### TO DO
Filter the data for lines with the word "page", then copy every line so identified.

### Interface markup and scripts
********************
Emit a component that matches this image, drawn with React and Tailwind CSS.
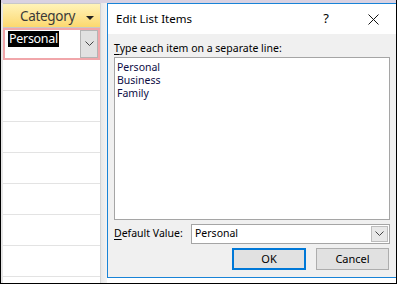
import React from 'react';

const font = { fontFamily: '"Noto Sans", "Open Sans", sans-serif' };

function Chevron({ className }) {
  return (
    <svg width="9" height="6" viewBox="0 0 9 6" className={className}>
      <path d="M0.5 0.5 L4.5 4.5 L8.5 0.5" fill="none" stroke="#444" strokeWidth="1" />
    </svg>
  );
}

function Datasheet() {
  const rows = [0, 1, 2, 3, 4, 5, 6];
  return (
    <div className="flex h-full">
      <div className="w-[2px] bg-[#e6e6e6]" />
      <div className="flex w-[98px] flex-col border-r border-[#d4d4d4]">
        <div className="relative flex h-[25px] items-center justify-center border-b border-t border-[#c8c8c8] bg-gradient-to-b from-[#fff3b8] to-[#fcd86e] pt-[2px]">
          <span className="pr-[8px] text-[13.5px] tracking-[-0.3px] text-[#3a3a3a]" style={font}>Category</span>
          <span className="absolute right-[6px] top-[12px] h-0 w-0 border-l-[4px] border-r-[4px] border-t-[4px] border-l-transparent border-r-transparent border-t-[#222]" />
        </div>
        <div className="flex h-[32px] items-stretch border-2 border-[#f1a6aa] bg-white">
          <div className="flex flex-1 items-start pl-[3px] pt-[1px]">
            <span className="bg-black px-[1px] text-[12.5px] leading-[16px] tracking-[-0.3px] text-white" style={font}>Personal</span>
          </div>
          <div className="flex w-[18px] items-center justify-center border border-[#b4b4b4] bg-[#e1e1e1]">
            <Chevron />
          </div>
        </div>
        {rows.map((r) => (
          <div key={r} className="h-[31px] shrink-0 border-b border-[#e3e3e3] bg-white" />
        ))}
      </div>
      <div className="w-[6px] bg-gradient-to-r from-[#e8e8e8] to-[#f3f3f3]" />
    </div>
  );
}

function Dialog() {
  return (
    <div
      className="absolute left-[106px] top-[3px] flex h-[275px] w-[290px] flex-col border border-[#1883d7] bg-[#f0f0f0] text-[10.5px] text-black"
      style={font}
    >
      <div className="flex h-[30px] items-center bg-white pl-[8px]">
        <span className="text-[11.5px]">Edit List Items</span>
        <span className="ml-auto mr-[39px] text-[13px]">?</span>
        <svg width="11" height="11" viewBox="0 0 11 11" className="mr-[17px]">
          <path d="M0.5 0.5 L10.5 10.5 M10.5 0.5 L0.5 10.5" stroke="#111" strokeWidth="1" />
        </svg>
      </div>
      <div className="flex flex-1 flex-col px-[6px] pt-[6px]">
        <div className="h-[17px] whitespace-nowrap leading-[17px]">
          <span className="underline underline-offset-2">T</span>ype each item on a separate line:
        </div>
        <div className="h-[163px] border border-[#a5a5a5] bg-white px-[2px] pt-[3px] leading-[13px] text-[#0d0d45]">
          <div>Personal</div>
          <div>Business</div>
          <div>Family</div>
        </div>
        <div className="mt-[4px] flex h-[20px] items-center">
          <span className="w-[77px] whitespace-nowrap">
            <span className="underline underline-offset-2">D</span>efault Value:
          </span>
          <div className="flex h-[20px] flex-1 items-center border border-[#a5a5a5] bg-white pl-[3px]">
            <span>Personal</span>
            <div className="ml-auto mr-[1px] flex h-[16px] w-[17px] items-center justify-center border border-[#bdbdbd] bg-[#e8e8e8]">
              <Chevron />
            </div>
          </div>
        </div>
        <div className="mt-[4px] flex justify-end gap-[10px] pr-[1px]">
          <button className="flex h-[22px] w-[74px] items-center justify-center border-2 border-[#0078d7] bg-[#e1e1e1] text-[11px]">OK</button>
          <button className="flex h-[22px] w-[73px] items-center justify-center border border-[#adadad] bg-[#e1e1e1] text-[11px]">Cancel</button>
        </div>
      </div>
    </div>
  );
}

export default function App() {
  return (
    <div className="relative h-[284px] w-[397px] overflow-hidden border-b border-l border-r border-black bg-white">
      <div className="h-[3px] bg-[#d9d2e2]" />
      <div className="h-[280px]">
        <Datasheet />
      </div>
      <Dialog />
    </div>
  );
}
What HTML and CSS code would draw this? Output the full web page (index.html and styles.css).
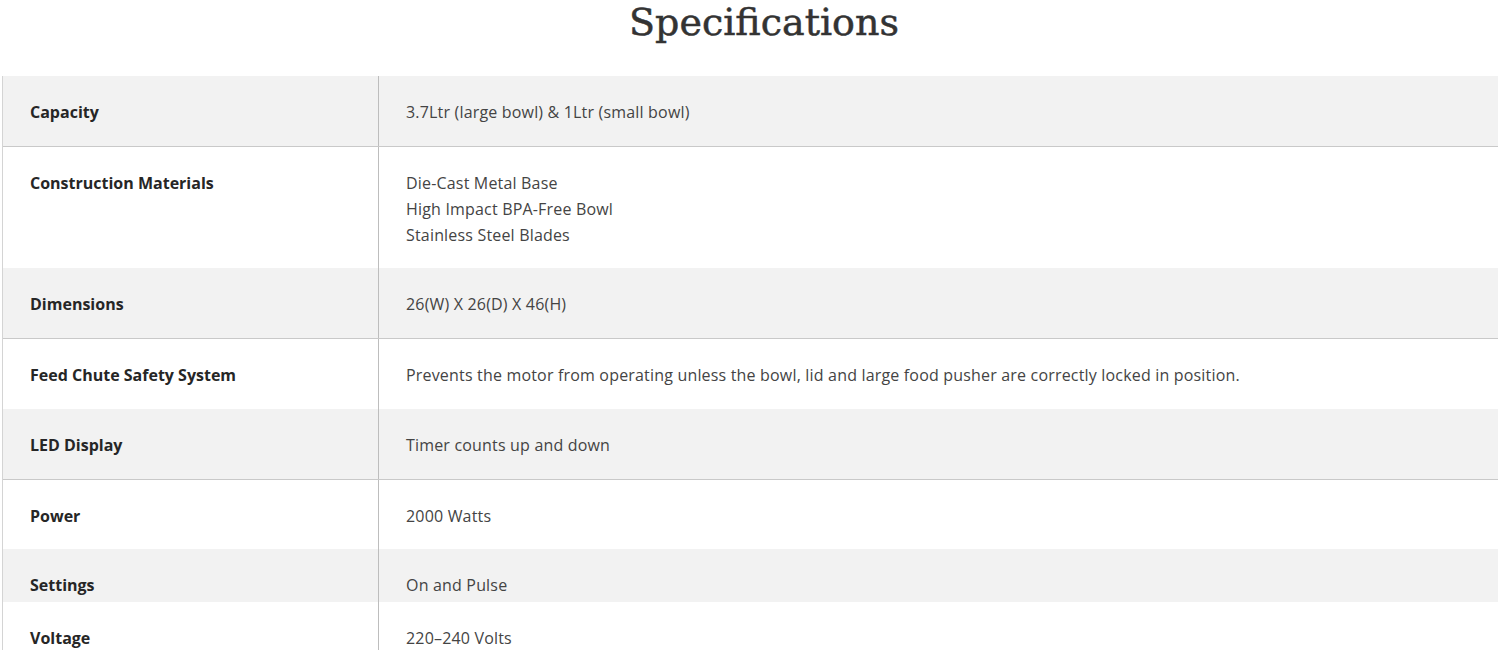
FILE: index.html
```html
<!DOCTYPE html>
<html>
<head>
<meta charset="utf-8">
<link rel="stylesheet" href="styles.css">
</head>
<body>
<h1 class="title">Specifications</h1>
<div class="specs">
  <div class="row gray bordered"><div class="label">Capacity</div><div class="value">3.7Ltr (large bowl) &amp; 1Ltr (small bowl)</div></div>
  <div class="row tall"><div class="label">Construction Materials</div><div class="value">Die-Cast Metal Base<br>High Impact BPA-Free Bowl<br>Stainless Steel Blades</div></div>
  <div class="row gray bordered"><div class="label">Dimensions</div><div class="value">26(W) X 26(D) X 46(H)</div></div>
  <div class="row"><div class="label">Feed Chute Safety System</div><div class="value">Prevents the motor from operating unless the bowl, lid and large food pusher are correctly locked in position.</div></div>
  <div class="row gray bordered"><div class="label">LED Display</div><div class="value">Timer counts up and down</div></div>
  <div class="row short"><div class="label">Power</div><div class="value">2000 Watts</div></div>
  <div class="row gray cut"><div class="label">Settings</div><div class="value">On and Pulse</div></div>
  <div class="row"><div class="label">Voltage</div><div class="value">220–240 Volts</div></div>
</div>
</body>
</html>
```
FILE: styles.css
```css
html, body {
  margin: 0;
  padding: 0;
  background: #ffffff;
}
body {
  width: 1500px;
  height: 650px;
  overflow: hidden;
  font-family: "Open Sans", "Noto Sans", sans-serif;
  color: #333333;
}
.title {
  margin: 0;
  height: 76px;
  box-sizing: border-box;
  padding: 0 0 0 28px;
  text-align: center;
  font-family: "DejaVu Serif", serif;
  font-weight: normal;
  font-size: 38px;
  line-height: 44px;
  color: #333333;
  -webkit-text-stroke: 0.5px #333333;
}
.specs {
  margin-left: 2px;
  width: 1495px;
  border-left: 1px solid #d4d4d4;
}
.row {
  display: grid;
  grid-template-columns: 376px 1fr;
}
.row.gray {
  background: #f2f2f2;
}
.row.bordered {
  border-bottom: 1px solid #c9c9c9;
}
.label, .value {
  padding: 23px 27px 21px;
  font-size: 16px;
  line-height: 26px;
}
.label {
  font-weight: 700;
  color: #262626;
  border-right: 1px solid #bdbdbd;
}
.value {
  color: #444444;
  letter-spacing: 0.18px;
}
.row.tall .label, .row.tall .value {
  padding-bottom: 20px;
}
.row.short .label, .row.short .value {
  padding-bottom: 20px;
}
.row.cut .label, .row.cut .value {
  padding-top: 23px;
  padding-bottom: 4px;
}
```
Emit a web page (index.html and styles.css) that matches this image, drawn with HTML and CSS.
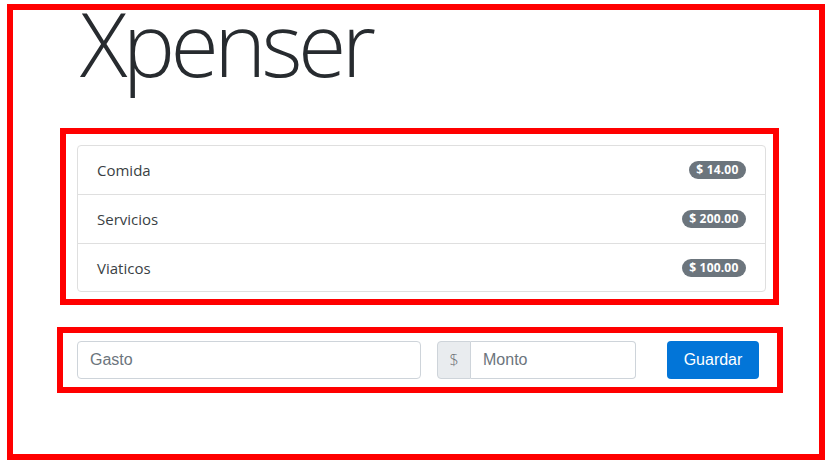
FILE: index.html
```html
<!DOCTYPE html>
<html lang="es">
<head>
<meta charset="utf-8">
<title>Xpenser</title>
<link rel="stylesheet" href="styles.css">
</head>
<body>
<div class="app">
  <h1 class="title">Xpenser</h1>
  <div class="list-box">
    <ul class="list-group">
      <li class="list-item"><span>Comida</span><span class="badge">$ 14.00</span></li>
      <li class="list-item"><span>Servicios</span><span class="badge">$ 200.00</span></li>
      <li class="list-item"><span>Viaticos</span><span class="badge">$ 100.00</span></li>
    </ul>
  </div>
  <form class="form-box">
    <input class="control gasto" type="text" placeholder="Gasto">
    <div class="input-group">
      <span class="prepend">$</span>
      <input class="control monto" type="text" placeholder="Monto">
    </div>
    <button class="btn" type="button">Guardar</button>
  </form>
</div>
</body>
</html>
```

FILE: styles.css
```css
* { box-sizing: border-box; }
html, body { margin: 0; padding: 0; background: #fff; }
body {
  font-family: "Open Sans", "Noto Sans", sans-serif;
  color: #212529;
}
.app {
  margin: 4px 0 0 7px;
  width: 818px;
  height: 456px;
  border: 6px solid #ff0000;
  display: flex;
  flex-direction: column;
}
.title {
  margin: 0 0 52px 67px;
  font-size: 88px;
  font-weight: 300;
  line-height: 66px;
  letter-spacing: -4.6px;
  color: #272b2f;
}
.list-box {
  margin-left: 47px;
  width: 719px;
  height: 177px;
  border: 6px solid #ff0000;
  padding: 11px 7px 6px 11px;
}
.list-group {
  list-style: none;
  margin: 0;
  padding: 0;
  border: 1px solid #dfdfdf;
  border-radius: 4px;
}
.list-item {
  height: 49px;
  padding: 0 19px 0 19px;
  display: flex;
  align-items: center;
  justify-content: space-between;
  font-size: 15px;
  color: #3a3f44;
  border-top: 1px solid #dfdfdf;
}
.list-item:first-child { border-top: 0; height: 48px; }
.list-item:last-child { height: 48px; }
.badge {
  background: #6c757d;
  color: #fff;
  font-size: 12px;
  font-weight: 700;
  line-height: 1;
  padding: 3px 7.5px;
  border-radius: 10px;
  letter-spacing: 0.2px;
}
.form-box {
  margin: 22px 0 0 44px;
  width: 726px;
  height: 66px;
  border: 6px solid #ff0000;
  padding: 8px 18px 8px 14px;
  display: flex;
  align-items: center;
}
.control {
  height: 38px;
  border: 1px solid #ced4da;
  border-radius: 4px;
  padding: 0 12px;
  font-family: "Liberation Sans", Arial, sans-serif;
  font-size: 16px;
  color: #495057;
  background: #fff;
  outline: none;
}
.control::placeholder { color: #6c757d; }
.gasto { width: 344px; }
.input-group {
  margin-left: 16px;
  width: 199px;
  display: flex;
}
.prepend {
  width: 34px;
  height: 38px;
  display: flex;
  align-items: center;
  justify-content: center;
  background: #e9ecef;
  border: 1px solid #ced4da;
  border-radius: 4px 0 0 4px;
  color: #6c7075;
  font-size: 16px;
  font-weight: 300;
}
.monto {
  flex: 1;
  min-width: 0;
  border-left: 0;
  border-radius: 0 4px 4px 0;
}
.btn {
  margin-left: 31px;
  width: 92px;
  height: 38px;
  border: 0;
  border-radius: 4px;
  background: #0275d8;
  color: #fff;
  font-family: "Liberation Sans", Arial, sans-serif;
  font-size: 16px;
  padding: 0;
}
```
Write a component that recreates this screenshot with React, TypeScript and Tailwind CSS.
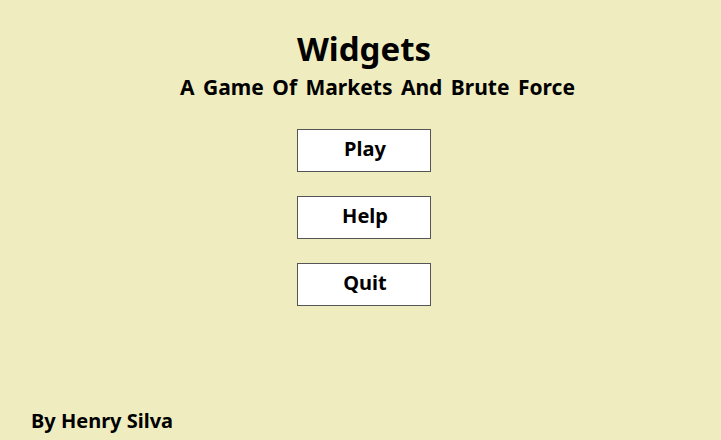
const buttons = ["Play", "Help", "Quit"];

export default function App() {
  return (
    <div
      className="flex h-[440px] w-full flex-col bg-[#efedbf] text-black"
      style={{ fontFamily: '"Noto Sans", "Open Sans", sans-serif' }}
    >
      <div className="flex flex-col items-center pl-[7px] pt-[26px]">
        <h1 className="text-[33px] font-bold leading-[46px]">Widgets</h1>
        <p className="mt-[1px] pl-[27px] text-[21px] font-bold leading-[28px] [word-spacing:3px]">
          A Game Of Markets And Brute Force
        </p>
        <div className="mt-[28px] flex flex-col gap-[24px]">
          {buttons.map((b) => (
            <button
              key={b}
              className="h-[43px] w-[134px] border border-[#555] bg-white pb-[3px] pl-[2px] text-[20px] font-bold leading-none"
            >
              {b}
            </button>
          ))}
        </div>
      </div>
      <div className="mt-auto pb-[5px] pl-[31px] text-[20px] font-bold leading-[28px]">
        By Henry Silva
      </div>
    </div>
  );
}
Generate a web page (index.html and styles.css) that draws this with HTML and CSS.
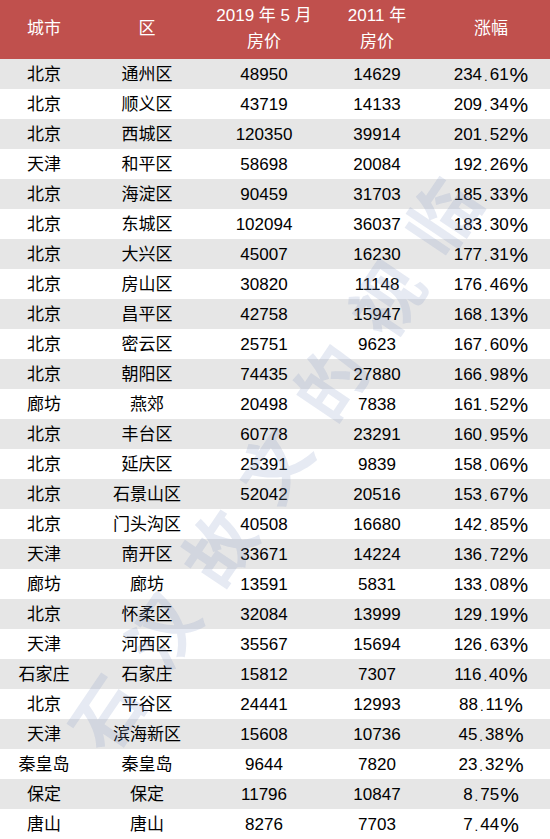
********************
### SOLUTION TO THE PROBLEM
What HTML and CSS code would draw this? Output the full web page (index.html and styles.css).
Emit a web page (index.html and styles.css) that matches this image, drawn with HTML and CSS.
Generate a web page (index.html and styles.css) that draws this with HTML and CSS.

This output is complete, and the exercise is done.